Number of quartets in region 1: 0 (= 0.0%)    left:   0   right: 0
Number of quartets in region 2: 20 (= 7.7%)    bottom: 20   top:   0
Number of quartets in region 3: 218 (= 83.8%)    bottom: 171   top:   47
Number of quartets in region 4: 0 (= 0.0%)    bottom: 0   top:   0
Number of quartets in region 5: 22 (= 8.5%)    left:   14   right: 8
Number of quartets in region 6: 0 (= 0.0%)    bottom: 0   top:   0
Number of quartets in region 7: 0 (= 0.0%)

7.7% of the quartets group 1 Treponema with the other bacteria. Removing long sequneces form cluster b might improve the result further.

Based on results of ML mapping analyses, especially try #1, the tentative conclusion is that the bacterial A-type ATPase catalytic sequences do not form a single group.

What is the implication of your analysis?

Within the Eukaryotes and within the Archaea the phylogeny of the V/A-ATPases agrees very nicely with the evolution of other conserved molecular markers (rRNA, elongation factors).
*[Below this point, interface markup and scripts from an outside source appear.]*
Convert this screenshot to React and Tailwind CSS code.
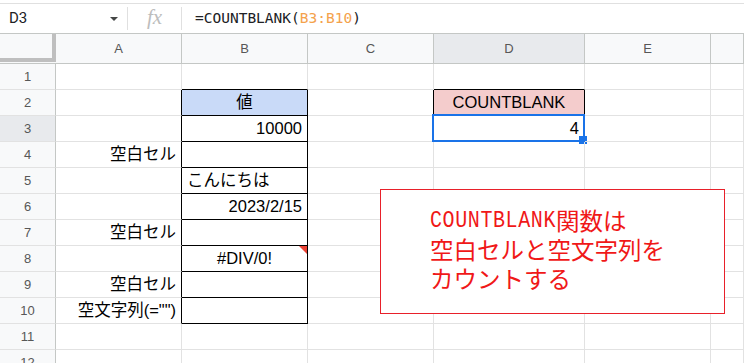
import React from 'react';

const COLS = [
  { id: 'A', w: 'w-[126px]' },
  { id: 'B', w: 'w-[126px]' },
  { id: 'C', w: 'w-[126px]' },
  { id: 'D', w: 'w-[151px]' },
  { id: 'E', w: 'w-[126px]' },
  { id: 'F', w: 'flex-1' },
];

// cell contents keyed by "<col><row>"
const CELLS = {
  B2: { text: '値', align: 'justify-center', bg: 'bg-[#c9daf8]' },
  B3: { text: '10000', align: 'justify-end' },
  A4: { text: '空白セル', align: 'justify-end' },
  B5: { text: 'こんにちは', align: 'justify-start' },
  B6: { text: '2023/2/15', align: 'justify-end' },
  A7: { text: '空白セル', align: 'justify-end' },
  B8: { text: '#DIV/0!', align: 'justify-center', error: true },
  A9: { text: '空白セル', align: 'justify-end' },
  A10: { text: '空文字列(="")', align: 'justify-end' },
  D2: { text: 'COUNTBLANK', align: 'justify-center', bg: 'bg-[#f4cccc]' },
  D3: { text: '4', align: 'justify-end', selected: true },
};

const BOXED = new Set(['B2', 'B3', 'B4', 'B5', 'B6', 'B7', 'B8', 'B9', 'B10', 'D2', 'D3']);

const ROWS = [1, 2, 3, 4, 5, 6, 7, 8, 9, 10, 11, 12];

const nextCol = (id) => String.fromCharCode(id.charCodeAt(0) + 1);

function Cell({ col, row }) {
  const key = `${col.id}${row}`;
  const cell = CELLS[key];
  const blackRight = BOXED.has(key) || BOXED.has(`${nextCol(col.id)}${row}`);
  const blackBottom = BOXED.has(key) || BOXED.has(`${col.id}${row + 1}`);

  return (
    <div
      className={`relative ${col.w} h-full shrink-0 flex items-center px-[5px] border-r border-b ${
        blackRight ? 'border-r-black' : 'border-r-[#e2e2e2]'
      } ${blackBottom ? 'border-b-black' : 'border-b-[#e2e2e2]'} ${cell?.bg || ''} ${cell?.align || ''}`}
    >
      {cell && <span className="whitespace-nowrap leading-none text-black">{cell.text}</span>}
      {cell?.error && (
        <svg className="absolute top-0 right-0" width="8" height="8" viewBox="0 0 8 8">
          <polygon points="0,0 8,0 8,8" fill="#ea4335" />
        </svg>
      )}
      {cell?.selected && (
        <>
          <div className="absolute -left-[2px] -top-[2px] -right-[1px] -bottom-[1px] border-2 border-[#1a73e8]" />
          <div className="absolute -right-[3px] -bottom-[3px] w-[8px] h-[8px] bg-[#1a73e8]" />
        </>
      )}
    </div>
  );
}

export default function App() {
  return (
    <div className="relative w-[744px] h-[363px] overflow-hidden bg-white font-['Liberation_Sans','Noto_Sans_CJK_JP',sans-serif]">
      <div className="h-[3px]" />

      {/* formula bar */}
      <div className="h-[30px] border-t border-[#e0e0e0] flex items-center">
        <div className="w-[127px] shrink-0 flex items-center pl-[9px] pr-[9px]">
          <span className="font-['Roboto',sans-serif] text-[15px] text-[#202124]">D3</span>
          <svg className="ml-auto" width="8" height="4" viewBox="0 0 8 4">
            <polygon points="0,0 8,0 4,4" fill="#444746" />
          </svg>
        </div>
        <div className="w-px h-[23px] bg-[#e0e0e0]" />
        <div className="w-[53px] shrink-0 flex justify-center">
          <span className="font-['Liberation_Serif',serif] italic text-[21px] leading-none text-[#bdbdbd] -mt-[2px]">fx</span>
        </div>
        <div className="w-px h-[23px] bg-[#e0e0e0]" />
        <div className="pl-[13px] font-['DejaVu_Sans_Mono',monospace] text-[14.5px] text-[#202124]">
          =COUNTBLANK(<span className="text-[#f4a24c]">B3:B10</span>)
        </div>
      </div>

      {/* column headers */}
      <div className="h-[31px] flex border-t border-b border-[#c4c7c5] bg-[#f8f9fa]">
        <div className="w-[56px] shrink-0 h-[28px] border-r-4 border-b-4 border-[#bfbfbf]" />
        {COLS.map((col) => (
          <div
            key={col.id}
            className={`${col.w} shrink-0 flex items-center justify-center border-r border-[#c4c7c5] text-[13px] text-[#575757] ${
              col.id === 'D' ? 'bg-[#e8eaed]' : ''
            }`}
          >
            {col.id !== 'F' && col.id}
          </div>
        ))}
      </div>

      {/* rows */}
      <div className="text-[16.5px]">
        {ROWS.map((row) => (
          <div key={row} className="flex h-[26px]">
            <div
              className={`w-[56px] shrink-0 flex items-center justify-center border-r border-r-[#c4c7c5] border-b border-b-[#e2e2e2] text-[13px] text-[#575757] ${
                row === 3 ? 'bg-[#e8eaed]' : 'bg-[#f8f9fa]'
              }`}
            >
              {row}
            </div>
            {COLS.map((col) => (
              <Cell key={col.id} col={col} row={row} />
            ))}
          </div>
        ))}
      </div>

      {/* drawn text box over the sheet */}
      <div className="absolute left-[380px] top-[189px] w-[345px] h-[125px] bg-white border border-[#e8202a] pl-[49px] pt-[16px] text-[#f01818] text-[23.5px] leading-[29px] font-['Noto_Sans_CJK_JP',sans-serif]">
        <div className="h-[29px] flex items-center whitespace-nowrap">
          <span className="inline-block leading-none scale-y-[1.2] font-['Liberation_Mono',monospace] text-[20px] tracking-[0.6px]">COUNTBLANK</span>
          <span className="leading-none">関数は</span>
        </div>
        <div className="h-[29px] flex items-center whitespace-nowrap">空白セルと空文字列を</div>
        <div className="h-[29px] flex items-center whitespace-nowrap">カウントする</div>
      </div>
    </div>
  );
}
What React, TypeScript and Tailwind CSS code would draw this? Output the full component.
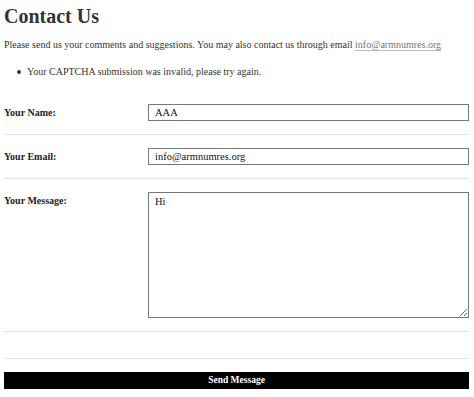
const serif = { fontFamily: '"Liberation Serif", "DejaVu Serif", serif' };

const Row = ({ label, children }: { label: string; children: React.ReactNode }) => {
  return (
    <div className="flex items-start border-b border-[#e2e2e2] py-[13px]">
      <label className="w-[144px] shrink-0 pt-[1px] text-[10px] font-bold leading-[16px] text-[#222]">
        {label}
      </label>
      <div className="flex-1">{children}</div>
    </div>
  );
};

export default function App() {
  return (
    <div className="h-[397px] w-[474px] overflow-hidden bg-white pl-[4px] pr-[5px] text-[#333]" style={serif}>
      <h1 className="pt-[4px] text-[20px] font-bold leading-[24px] text-[#333]">Contact Us</h1>
      <p className="mt-[9px] whitespace-nowrap text-[10px] leading-[16px] text-[#333]">
        Please send us your comments and suggestions. You may also contact us through email{" "}
        <a className="border-b border-[#bbb] text-[#777]">info@armnumres.org</a>
      </p>
      <ul className="mt-[11px] pl-[13px] text-[10px] leading-[16px]">
        <li className="flex items-center gap-[6px]">
          <span className="inline-block h-[4px] w-[4px] rounded-full bg-[#333]" />
          Your CAPTCHA submission was invalid, please try again.
        </li>
      </ul>
      <div className="mt-[11px]">
        <Row label="Your Name:">
          <input
            readOnly
            value="AAA"
            className="block h-[17px] w-full border border-[#777] px-[6px] text-[10.5px] text-[#111] outline-none"
            style={serif}
          />
        </Row>
        <Row label="Your Email:">
          <input
            readOnly
            value="info@armnumres.org"
            className="block h-[17px] w-full border border-[#777] px-[6px] text-[10.5px] text-[#111] outline-none"
            style={serif}
          />
        </Row>
        <Row label="Your Message:">
          <textarea
            readOnly
            value="Hi"
            className="block h-[126px] w-full resize-y border border-[#777] px-[6px] py-[1px] text-[10.5px] text-[#111] outline-none"
            style={serif}
          />
        </Row>
        <div className="h-[27px] border-b border-[#e2e2e2]" />
      </div>
      <button
        className="mt-[13px] block h-[17px] w-full bg-black text-[9.5px] font-bold leading-[17px] text-white"
        style={serif}
      >
        Send Message
      </button>
    </div>
  );
}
The F-ATPase bacterial F-ATPases also were found to agree with rRNA to a surprising extend. In contrast the A/V-ATPase subunits found in some bacteria have a phylogeny that does not agree well with other markers, and one indication is that these bacterial subunits do not form a strongly supported group compared to the Archaeal and Eucaryal homologs.

The presence of archaeal type ATPases in bacteria can be explained two ways:
A) these archaeal ATPases were transferred into the bacterial domain by horizontal gene transfer. The placement of these ATPases relative to the archaeal and eukaryotic homologs would then indicate the position of the donating organism.
B) the last common ancestor of archaea and Bacteria had both the F- and the A/V- type ATPase and the current distribution of ATPases is explained through gene loss. In this case, the phylogeny of the A-ATPases should reflect organismal evolution.

The performed analysis indicate that horizontal gene transfer impacted the distribution of A-ATPases among bacteria, but more analysis need to be done to test different alternatives. For example, at present it remains unclear if the A-ATPases in the Deinococcaceae and the Borrelia and Chlamydia ATPases have resulted from a single transfer event. Methods one might use include ml ratio tests and the calculation of posterior probabilities.